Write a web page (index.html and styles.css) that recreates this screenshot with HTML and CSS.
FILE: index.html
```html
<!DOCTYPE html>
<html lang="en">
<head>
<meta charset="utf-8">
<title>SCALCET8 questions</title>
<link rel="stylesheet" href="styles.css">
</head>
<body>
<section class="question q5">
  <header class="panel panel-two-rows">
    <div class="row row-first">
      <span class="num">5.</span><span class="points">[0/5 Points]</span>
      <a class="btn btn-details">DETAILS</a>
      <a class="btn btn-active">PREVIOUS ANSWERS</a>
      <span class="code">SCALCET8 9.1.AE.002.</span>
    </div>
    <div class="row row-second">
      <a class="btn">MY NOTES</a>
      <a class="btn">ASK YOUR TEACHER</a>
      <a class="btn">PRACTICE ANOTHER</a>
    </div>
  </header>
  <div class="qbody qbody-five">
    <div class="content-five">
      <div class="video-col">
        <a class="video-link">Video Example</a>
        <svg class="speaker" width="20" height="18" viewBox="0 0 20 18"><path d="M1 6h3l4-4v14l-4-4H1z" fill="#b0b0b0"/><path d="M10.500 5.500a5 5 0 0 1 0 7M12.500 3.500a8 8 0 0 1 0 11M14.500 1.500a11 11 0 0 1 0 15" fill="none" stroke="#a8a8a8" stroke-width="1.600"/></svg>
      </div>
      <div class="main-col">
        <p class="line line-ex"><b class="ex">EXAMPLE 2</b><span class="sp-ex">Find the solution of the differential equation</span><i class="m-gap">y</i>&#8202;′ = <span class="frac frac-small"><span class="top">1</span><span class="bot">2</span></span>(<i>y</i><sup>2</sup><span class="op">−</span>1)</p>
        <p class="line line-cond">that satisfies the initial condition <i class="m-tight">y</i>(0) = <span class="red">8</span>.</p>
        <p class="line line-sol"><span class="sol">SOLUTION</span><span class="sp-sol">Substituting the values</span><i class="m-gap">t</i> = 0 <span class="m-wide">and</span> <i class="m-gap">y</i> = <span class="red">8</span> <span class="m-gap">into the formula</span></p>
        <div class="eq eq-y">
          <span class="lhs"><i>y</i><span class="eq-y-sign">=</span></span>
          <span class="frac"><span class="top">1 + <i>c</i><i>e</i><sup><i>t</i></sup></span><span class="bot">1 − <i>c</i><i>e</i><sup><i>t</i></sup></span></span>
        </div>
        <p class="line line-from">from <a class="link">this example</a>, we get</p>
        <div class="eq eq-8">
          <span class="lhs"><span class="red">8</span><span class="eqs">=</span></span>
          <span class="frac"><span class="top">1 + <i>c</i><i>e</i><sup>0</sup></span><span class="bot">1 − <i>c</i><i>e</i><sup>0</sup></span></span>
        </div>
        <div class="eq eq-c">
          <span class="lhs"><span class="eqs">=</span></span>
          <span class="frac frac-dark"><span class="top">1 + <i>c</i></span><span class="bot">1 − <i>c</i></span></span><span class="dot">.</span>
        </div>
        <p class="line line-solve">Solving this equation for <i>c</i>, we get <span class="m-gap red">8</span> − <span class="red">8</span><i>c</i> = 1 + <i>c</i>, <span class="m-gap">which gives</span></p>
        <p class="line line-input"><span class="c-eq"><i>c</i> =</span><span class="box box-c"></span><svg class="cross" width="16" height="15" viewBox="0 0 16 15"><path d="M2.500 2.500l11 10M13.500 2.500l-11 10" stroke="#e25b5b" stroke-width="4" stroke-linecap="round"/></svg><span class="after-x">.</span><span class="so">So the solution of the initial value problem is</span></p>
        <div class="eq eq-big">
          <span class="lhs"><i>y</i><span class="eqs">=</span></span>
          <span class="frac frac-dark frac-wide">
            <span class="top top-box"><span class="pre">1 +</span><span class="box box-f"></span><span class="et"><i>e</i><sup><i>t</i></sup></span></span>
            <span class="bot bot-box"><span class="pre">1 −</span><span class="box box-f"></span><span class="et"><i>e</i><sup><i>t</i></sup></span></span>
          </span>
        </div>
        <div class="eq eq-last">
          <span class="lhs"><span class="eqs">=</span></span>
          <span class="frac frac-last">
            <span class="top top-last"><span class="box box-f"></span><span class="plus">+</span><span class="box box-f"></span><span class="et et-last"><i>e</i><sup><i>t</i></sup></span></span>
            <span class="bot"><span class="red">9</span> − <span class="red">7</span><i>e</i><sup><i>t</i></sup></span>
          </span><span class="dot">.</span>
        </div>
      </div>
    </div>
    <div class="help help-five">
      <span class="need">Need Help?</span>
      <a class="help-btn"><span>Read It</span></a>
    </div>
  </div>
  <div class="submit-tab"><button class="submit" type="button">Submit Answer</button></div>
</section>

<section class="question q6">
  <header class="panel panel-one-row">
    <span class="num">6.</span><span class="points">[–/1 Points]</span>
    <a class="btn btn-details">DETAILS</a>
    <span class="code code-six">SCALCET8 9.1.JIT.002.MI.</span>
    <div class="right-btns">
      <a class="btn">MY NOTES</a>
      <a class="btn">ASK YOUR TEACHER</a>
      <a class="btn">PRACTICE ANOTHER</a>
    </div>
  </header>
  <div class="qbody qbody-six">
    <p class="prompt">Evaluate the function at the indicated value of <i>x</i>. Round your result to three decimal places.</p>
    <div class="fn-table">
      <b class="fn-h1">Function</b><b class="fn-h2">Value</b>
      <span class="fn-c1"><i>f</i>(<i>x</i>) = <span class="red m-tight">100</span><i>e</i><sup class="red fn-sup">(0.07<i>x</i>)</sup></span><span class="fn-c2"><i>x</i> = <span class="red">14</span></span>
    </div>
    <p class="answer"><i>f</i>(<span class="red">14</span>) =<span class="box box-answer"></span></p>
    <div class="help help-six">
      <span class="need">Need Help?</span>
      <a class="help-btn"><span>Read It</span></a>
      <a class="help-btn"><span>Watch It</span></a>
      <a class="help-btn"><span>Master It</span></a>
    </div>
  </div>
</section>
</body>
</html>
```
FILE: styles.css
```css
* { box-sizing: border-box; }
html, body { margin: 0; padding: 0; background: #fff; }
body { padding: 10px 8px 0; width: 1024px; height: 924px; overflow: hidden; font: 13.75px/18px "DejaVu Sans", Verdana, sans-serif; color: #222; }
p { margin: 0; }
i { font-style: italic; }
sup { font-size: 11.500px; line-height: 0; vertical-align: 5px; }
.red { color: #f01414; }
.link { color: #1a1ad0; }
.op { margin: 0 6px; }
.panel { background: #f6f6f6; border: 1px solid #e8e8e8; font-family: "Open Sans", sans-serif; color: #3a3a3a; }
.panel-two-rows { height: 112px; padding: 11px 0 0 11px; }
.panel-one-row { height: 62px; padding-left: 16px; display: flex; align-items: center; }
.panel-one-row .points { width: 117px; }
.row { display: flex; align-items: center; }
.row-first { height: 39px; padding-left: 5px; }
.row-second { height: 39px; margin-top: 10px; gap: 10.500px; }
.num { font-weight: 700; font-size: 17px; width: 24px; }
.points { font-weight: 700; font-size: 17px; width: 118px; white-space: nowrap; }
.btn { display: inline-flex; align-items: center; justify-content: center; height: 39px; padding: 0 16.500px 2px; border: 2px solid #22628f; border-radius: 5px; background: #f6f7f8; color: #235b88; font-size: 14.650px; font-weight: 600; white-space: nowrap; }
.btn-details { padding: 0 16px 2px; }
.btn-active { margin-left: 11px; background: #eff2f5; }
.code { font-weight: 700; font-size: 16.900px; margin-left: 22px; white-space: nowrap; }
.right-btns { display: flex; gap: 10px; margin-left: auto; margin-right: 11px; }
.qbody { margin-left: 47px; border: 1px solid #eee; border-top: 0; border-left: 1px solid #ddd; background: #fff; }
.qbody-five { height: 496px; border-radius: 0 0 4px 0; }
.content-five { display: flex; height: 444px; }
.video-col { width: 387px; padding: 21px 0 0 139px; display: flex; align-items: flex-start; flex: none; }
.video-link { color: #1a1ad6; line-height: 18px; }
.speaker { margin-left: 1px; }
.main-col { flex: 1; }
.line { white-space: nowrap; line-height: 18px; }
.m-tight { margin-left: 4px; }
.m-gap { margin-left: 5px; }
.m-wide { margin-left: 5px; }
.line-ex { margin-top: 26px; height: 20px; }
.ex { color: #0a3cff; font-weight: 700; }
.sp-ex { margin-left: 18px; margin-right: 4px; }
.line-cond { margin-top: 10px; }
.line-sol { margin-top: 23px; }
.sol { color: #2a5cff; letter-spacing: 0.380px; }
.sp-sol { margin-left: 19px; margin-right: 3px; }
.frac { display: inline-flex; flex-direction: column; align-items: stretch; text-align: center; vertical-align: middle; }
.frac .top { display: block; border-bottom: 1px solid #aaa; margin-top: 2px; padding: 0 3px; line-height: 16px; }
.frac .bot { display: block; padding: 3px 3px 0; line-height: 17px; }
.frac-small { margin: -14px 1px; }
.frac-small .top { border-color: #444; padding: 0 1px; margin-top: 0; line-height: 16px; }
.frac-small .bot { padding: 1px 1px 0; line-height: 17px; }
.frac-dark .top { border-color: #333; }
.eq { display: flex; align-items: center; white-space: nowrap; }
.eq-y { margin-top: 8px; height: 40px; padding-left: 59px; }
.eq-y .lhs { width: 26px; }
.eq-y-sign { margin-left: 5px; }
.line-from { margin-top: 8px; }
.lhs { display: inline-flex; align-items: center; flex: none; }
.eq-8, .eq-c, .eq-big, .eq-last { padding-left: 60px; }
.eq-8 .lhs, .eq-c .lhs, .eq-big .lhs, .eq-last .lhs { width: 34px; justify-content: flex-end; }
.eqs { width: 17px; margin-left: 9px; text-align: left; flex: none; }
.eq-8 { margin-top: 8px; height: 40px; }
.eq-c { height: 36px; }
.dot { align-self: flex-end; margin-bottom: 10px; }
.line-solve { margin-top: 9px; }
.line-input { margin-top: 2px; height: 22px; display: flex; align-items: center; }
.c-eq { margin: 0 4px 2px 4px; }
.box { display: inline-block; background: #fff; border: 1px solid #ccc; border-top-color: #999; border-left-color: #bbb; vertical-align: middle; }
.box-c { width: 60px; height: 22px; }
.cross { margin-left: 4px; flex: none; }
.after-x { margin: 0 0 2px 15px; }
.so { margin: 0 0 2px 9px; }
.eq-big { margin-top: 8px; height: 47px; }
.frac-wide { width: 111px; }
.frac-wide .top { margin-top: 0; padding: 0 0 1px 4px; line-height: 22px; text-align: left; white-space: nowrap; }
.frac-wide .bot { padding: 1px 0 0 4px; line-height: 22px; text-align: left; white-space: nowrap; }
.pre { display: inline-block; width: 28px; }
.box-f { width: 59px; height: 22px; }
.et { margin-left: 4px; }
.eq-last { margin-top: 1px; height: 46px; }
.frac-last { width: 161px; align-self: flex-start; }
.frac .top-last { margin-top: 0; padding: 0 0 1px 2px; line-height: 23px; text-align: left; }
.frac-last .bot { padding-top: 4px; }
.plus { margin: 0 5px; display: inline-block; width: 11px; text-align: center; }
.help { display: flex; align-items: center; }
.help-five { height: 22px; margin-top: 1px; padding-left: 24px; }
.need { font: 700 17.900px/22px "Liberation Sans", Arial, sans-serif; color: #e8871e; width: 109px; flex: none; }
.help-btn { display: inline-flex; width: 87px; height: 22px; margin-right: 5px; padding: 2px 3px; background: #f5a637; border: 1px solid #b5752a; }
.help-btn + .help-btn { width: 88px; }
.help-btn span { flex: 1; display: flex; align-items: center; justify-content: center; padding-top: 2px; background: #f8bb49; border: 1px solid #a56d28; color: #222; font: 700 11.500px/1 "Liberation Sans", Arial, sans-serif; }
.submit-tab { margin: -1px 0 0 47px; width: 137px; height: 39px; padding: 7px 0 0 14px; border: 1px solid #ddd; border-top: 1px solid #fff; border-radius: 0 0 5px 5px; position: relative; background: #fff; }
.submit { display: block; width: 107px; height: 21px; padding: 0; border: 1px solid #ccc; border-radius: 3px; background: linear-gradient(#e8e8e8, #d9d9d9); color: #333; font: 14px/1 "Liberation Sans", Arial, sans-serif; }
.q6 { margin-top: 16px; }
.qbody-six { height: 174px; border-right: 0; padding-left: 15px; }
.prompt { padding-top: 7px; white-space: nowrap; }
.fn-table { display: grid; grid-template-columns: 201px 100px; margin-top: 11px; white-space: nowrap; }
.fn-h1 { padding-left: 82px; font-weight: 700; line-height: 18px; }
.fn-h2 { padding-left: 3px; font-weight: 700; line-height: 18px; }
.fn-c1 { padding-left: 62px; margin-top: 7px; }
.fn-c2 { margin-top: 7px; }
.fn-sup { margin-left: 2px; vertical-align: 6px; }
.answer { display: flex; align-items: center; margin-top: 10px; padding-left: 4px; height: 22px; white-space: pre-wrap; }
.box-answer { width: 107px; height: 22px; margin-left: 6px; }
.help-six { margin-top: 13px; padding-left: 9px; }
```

* * * *

INSTRUCTIONS TO FOLLOW:
Each line holding "that" must be found and copied.

EXPECTED OUTPUT:
Write a web page (index.html and styles.css) that recreates this screenshot with HTML and CSS.
        <p class="line line-cond">that satisfies the initial condition <i class="m-tight">y</i>(0) = <span class="red">8</span>.</p>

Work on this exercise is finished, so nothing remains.